To do —
Every line below that contains "components" is to be copied.
___ Raw data
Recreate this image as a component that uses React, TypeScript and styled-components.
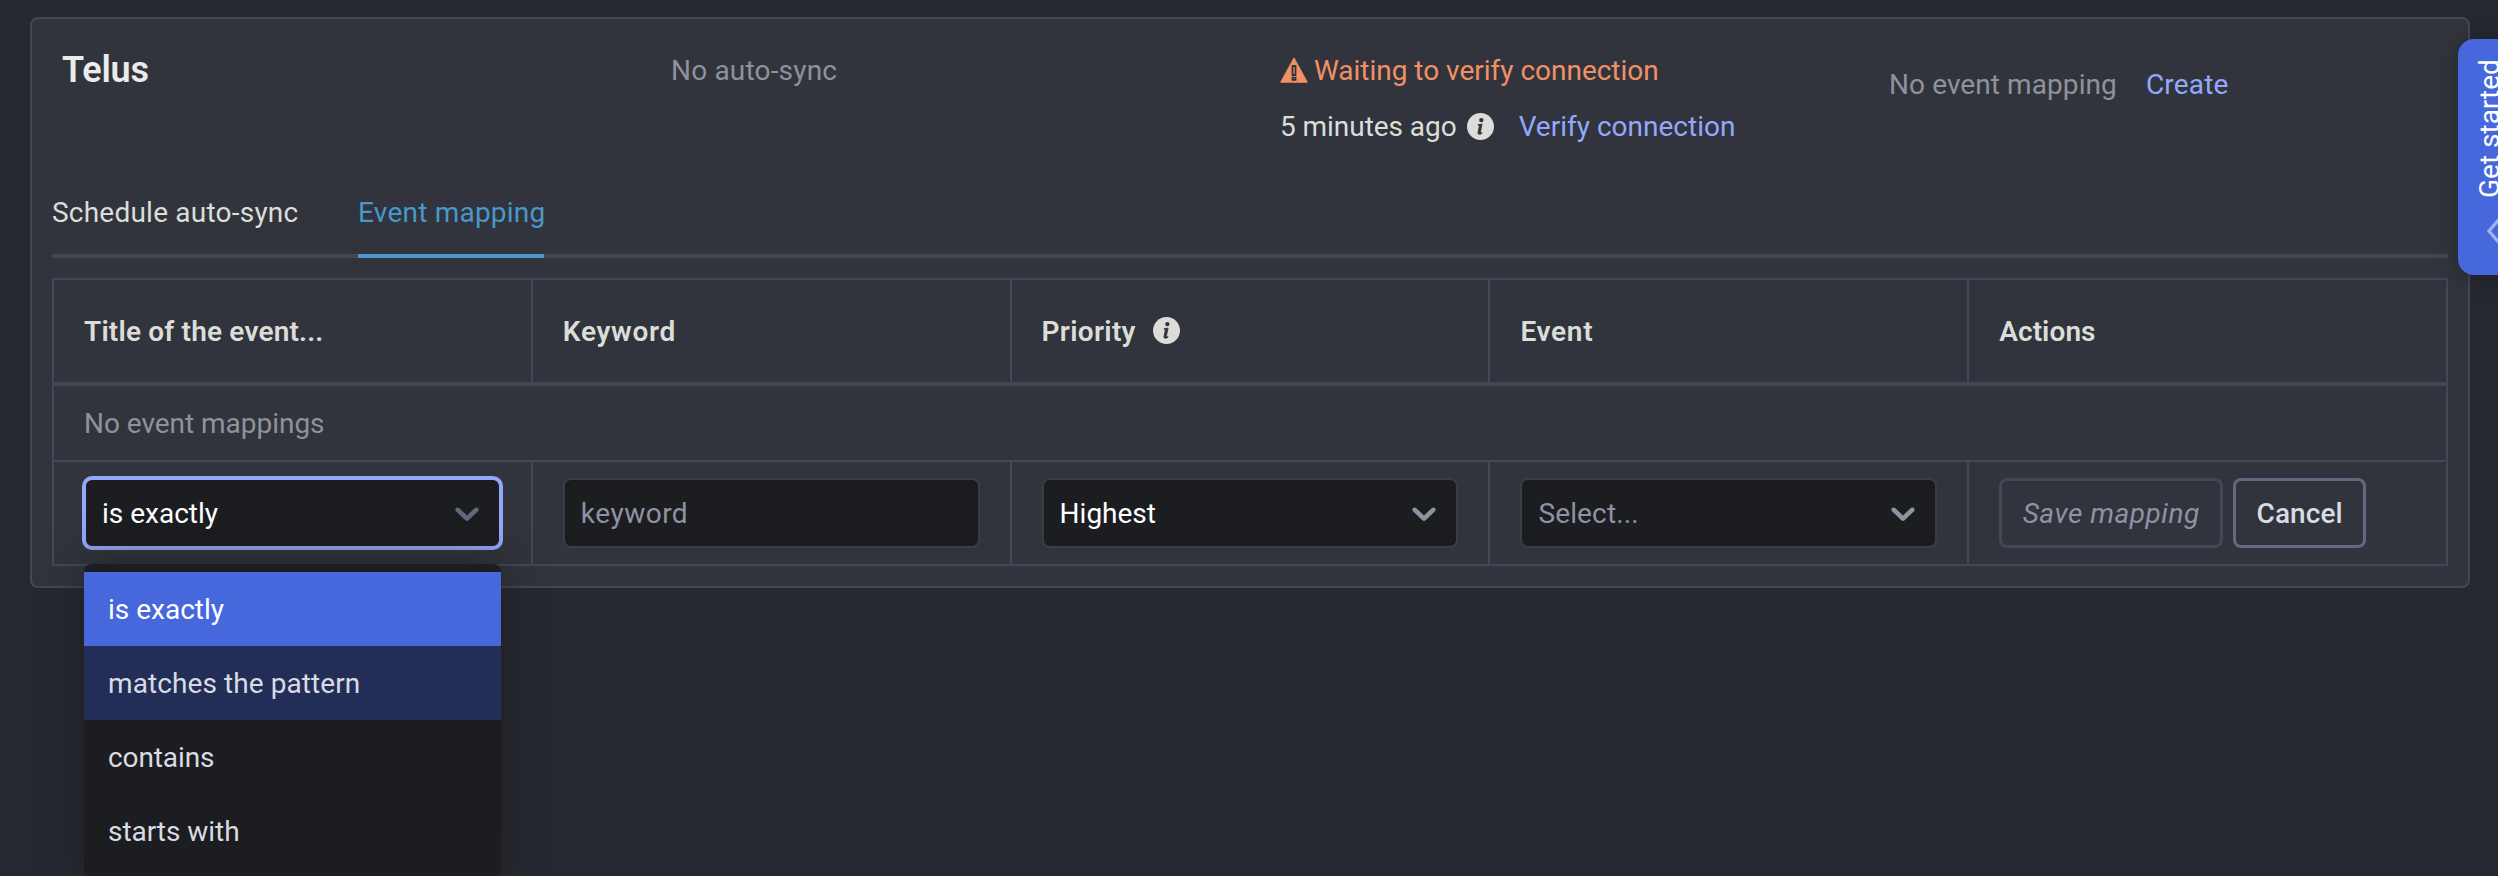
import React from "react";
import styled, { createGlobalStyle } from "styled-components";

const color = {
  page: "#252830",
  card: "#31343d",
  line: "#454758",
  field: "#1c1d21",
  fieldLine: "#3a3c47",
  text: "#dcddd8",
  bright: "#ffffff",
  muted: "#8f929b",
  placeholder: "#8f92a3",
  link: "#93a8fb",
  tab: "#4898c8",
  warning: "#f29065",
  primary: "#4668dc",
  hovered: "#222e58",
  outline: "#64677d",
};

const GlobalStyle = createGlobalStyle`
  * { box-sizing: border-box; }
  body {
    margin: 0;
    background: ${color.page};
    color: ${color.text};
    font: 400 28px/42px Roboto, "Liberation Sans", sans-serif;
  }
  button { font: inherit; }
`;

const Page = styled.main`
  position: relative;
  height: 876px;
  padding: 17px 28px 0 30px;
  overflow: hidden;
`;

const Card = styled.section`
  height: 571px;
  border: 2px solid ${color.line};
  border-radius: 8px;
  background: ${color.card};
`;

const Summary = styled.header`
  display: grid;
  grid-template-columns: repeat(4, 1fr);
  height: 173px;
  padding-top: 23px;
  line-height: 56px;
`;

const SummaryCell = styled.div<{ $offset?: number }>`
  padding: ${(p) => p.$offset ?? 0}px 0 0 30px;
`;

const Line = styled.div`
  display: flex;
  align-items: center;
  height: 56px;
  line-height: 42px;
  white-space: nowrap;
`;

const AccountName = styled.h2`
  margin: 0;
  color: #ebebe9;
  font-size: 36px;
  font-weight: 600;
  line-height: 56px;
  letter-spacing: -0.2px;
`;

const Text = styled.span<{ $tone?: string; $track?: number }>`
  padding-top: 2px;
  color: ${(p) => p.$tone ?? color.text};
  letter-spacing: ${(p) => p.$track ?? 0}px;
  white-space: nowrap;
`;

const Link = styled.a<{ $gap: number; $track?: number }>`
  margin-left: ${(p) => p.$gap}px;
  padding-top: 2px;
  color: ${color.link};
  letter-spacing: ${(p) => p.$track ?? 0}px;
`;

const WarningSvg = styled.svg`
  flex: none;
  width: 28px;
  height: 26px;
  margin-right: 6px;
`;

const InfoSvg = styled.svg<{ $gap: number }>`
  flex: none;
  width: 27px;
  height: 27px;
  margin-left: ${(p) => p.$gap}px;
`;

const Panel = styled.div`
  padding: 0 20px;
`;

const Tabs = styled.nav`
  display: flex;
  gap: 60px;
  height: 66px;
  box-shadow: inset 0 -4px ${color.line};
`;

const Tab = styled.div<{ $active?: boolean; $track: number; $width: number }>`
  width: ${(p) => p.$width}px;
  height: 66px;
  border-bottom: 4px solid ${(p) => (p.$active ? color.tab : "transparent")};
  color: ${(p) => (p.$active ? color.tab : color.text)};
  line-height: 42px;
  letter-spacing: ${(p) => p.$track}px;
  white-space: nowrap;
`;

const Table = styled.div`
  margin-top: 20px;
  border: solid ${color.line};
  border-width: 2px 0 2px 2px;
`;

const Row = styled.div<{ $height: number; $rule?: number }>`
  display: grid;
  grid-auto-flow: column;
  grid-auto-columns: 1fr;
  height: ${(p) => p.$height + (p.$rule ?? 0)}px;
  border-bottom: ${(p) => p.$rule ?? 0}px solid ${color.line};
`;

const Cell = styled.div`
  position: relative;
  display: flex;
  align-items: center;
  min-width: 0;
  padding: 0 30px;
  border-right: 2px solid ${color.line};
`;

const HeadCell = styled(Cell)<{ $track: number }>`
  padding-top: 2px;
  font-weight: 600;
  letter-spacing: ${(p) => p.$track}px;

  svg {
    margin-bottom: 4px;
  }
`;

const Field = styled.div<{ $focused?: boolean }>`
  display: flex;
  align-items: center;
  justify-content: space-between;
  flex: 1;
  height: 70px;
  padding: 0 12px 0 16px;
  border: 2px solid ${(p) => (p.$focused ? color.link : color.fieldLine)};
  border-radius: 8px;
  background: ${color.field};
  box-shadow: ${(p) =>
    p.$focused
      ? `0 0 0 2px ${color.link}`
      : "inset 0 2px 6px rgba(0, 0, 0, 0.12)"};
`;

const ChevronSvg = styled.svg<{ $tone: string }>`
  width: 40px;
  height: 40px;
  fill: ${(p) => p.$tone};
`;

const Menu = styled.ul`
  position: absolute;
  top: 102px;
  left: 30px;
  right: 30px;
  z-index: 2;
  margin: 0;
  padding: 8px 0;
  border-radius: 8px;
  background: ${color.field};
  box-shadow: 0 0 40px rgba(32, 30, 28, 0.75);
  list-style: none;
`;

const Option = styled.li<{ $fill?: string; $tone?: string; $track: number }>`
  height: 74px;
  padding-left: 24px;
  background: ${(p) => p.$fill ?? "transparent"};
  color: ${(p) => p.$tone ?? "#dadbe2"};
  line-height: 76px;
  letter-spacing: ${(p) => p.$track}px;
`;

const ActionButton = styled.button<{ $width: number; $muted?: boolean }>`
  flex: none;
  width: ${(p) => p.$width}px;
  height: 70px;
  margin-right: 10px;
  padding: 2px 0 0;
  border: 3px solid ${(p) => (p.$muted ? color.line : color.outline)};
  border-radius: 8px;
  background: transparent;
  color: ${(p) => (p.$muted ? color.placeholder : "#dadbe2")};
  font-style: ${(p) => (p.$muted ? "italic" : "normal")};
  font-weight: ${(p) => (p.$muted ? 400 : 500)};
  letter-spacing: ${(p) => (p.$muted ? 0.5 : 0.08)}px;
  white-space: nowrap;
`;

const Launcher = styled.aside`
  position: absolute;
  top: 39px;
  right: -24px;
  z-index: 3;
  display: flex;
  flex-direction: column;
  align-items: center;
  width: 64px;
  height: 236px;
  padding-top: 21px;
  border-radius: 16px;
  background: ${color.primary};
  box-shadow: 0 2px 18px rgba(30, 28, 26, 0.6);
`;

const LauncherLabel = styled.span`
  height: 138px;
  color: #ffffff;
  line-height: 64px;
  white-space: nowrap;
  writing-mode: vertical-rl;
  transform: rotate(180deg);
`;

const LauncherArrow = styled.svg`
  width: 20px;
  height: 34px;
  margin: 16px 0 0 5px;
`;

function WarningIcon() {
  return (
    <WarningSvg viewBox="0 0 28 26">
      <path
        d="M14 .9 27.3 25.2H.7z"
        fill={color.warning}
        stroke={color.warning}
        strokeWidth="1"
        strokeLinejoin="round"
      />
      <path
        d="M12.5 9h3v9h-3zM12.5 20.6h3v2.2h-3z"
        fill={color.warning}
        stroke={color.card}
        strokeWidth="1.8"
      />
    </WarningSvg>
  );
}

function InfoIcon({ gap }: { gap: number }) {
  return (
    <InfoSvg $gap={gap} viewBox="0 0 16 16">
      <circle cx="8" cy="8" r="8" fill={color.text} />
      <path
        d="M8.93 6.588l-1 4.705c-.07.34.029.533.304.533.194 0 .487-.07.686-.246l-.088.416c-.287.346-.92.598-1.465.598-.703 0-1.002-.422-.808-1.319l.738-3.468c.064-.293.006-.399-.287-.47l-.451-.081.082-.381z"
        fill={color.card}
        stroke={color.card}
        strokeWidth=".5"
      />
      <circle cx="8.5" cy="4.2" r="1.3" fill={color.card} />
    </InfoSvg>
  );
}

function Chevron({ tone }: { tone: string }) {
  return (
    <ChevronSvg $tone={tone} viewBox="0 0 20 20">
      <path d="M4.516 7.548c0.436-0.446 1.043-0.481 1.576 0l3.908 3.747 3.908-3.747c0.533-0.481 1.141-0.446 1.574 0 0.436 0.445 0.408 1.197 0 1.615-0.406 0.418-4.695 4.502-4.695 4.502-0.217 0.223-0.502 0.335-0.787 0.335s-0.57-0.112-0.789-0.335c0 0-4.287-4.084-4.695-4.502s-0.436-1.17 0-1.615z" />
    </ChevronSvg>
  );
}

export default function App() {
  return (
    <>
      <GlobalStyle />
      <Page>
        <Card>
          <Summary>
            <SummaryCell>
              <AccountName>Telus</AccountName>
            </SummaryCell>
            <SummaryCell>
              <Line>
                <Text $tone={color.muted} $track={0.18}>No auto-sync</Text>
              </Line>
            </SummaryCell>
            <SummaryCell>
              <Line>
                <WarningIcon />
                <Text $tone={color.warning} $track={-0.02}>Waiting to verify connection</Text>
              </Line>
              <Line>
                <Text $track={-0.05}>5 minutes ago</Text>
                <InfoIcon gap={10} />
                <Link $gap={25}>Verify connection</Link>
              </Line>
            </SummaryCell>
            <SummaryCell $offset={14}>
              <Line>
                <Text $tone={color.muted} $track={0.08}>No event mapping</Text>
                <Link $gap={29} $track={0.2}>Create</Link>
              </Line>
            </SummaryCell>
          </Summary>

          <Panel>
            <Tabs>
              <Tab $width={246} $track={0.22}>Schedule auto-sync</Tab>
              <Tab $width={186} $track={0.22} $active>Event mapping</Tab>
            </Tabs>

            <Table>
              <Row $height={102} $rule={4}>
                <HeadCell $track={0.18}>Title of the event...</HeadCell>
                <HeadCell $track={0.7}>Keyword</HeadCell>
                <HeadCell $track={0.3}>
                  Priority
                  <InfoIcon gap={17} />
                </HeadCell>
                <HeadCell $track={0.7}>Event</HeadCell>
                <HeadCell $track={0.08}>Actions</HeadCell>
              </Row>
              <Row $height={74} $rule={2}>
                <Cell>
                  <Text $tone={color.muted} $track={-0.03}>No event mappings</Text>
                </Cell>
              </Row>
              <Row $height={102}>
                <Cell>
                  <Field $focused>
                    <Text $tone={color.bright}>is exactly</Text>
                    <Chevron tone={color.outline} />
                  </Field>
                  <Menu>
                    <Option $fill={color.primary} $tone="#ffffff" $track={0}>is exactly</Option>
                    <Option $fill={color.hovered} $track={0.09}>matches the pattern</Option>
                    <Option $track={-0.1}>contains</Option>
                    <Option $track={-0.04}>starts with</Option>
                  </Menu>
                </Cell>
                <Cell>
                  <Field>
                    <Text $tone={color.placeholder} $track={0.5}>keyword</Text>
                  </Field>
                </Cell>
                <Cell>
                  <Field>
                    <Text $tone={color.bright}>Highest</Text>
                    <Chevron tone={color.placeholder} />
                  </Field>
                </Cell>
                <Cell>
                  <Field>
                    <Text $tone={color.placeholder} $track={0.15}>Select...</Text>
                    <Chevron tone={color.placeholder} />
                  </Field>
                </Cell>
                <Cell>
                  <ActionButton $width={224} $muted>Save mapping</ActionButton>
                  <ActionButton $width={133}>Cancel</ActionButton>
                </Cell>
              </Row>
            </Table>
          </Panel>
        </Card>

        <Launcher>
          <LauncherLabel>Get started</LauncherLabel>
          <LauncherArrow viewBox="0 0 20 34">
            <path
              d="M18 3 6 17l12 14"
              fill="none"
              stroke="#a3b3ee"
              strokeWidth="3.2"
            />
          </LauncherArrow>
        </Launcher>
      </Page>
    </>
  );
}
______
Task solution —
Recreate this image as a component that uses React, TypeScript and styled-components.
import styled, { createGlobalStyle } from "styled-components";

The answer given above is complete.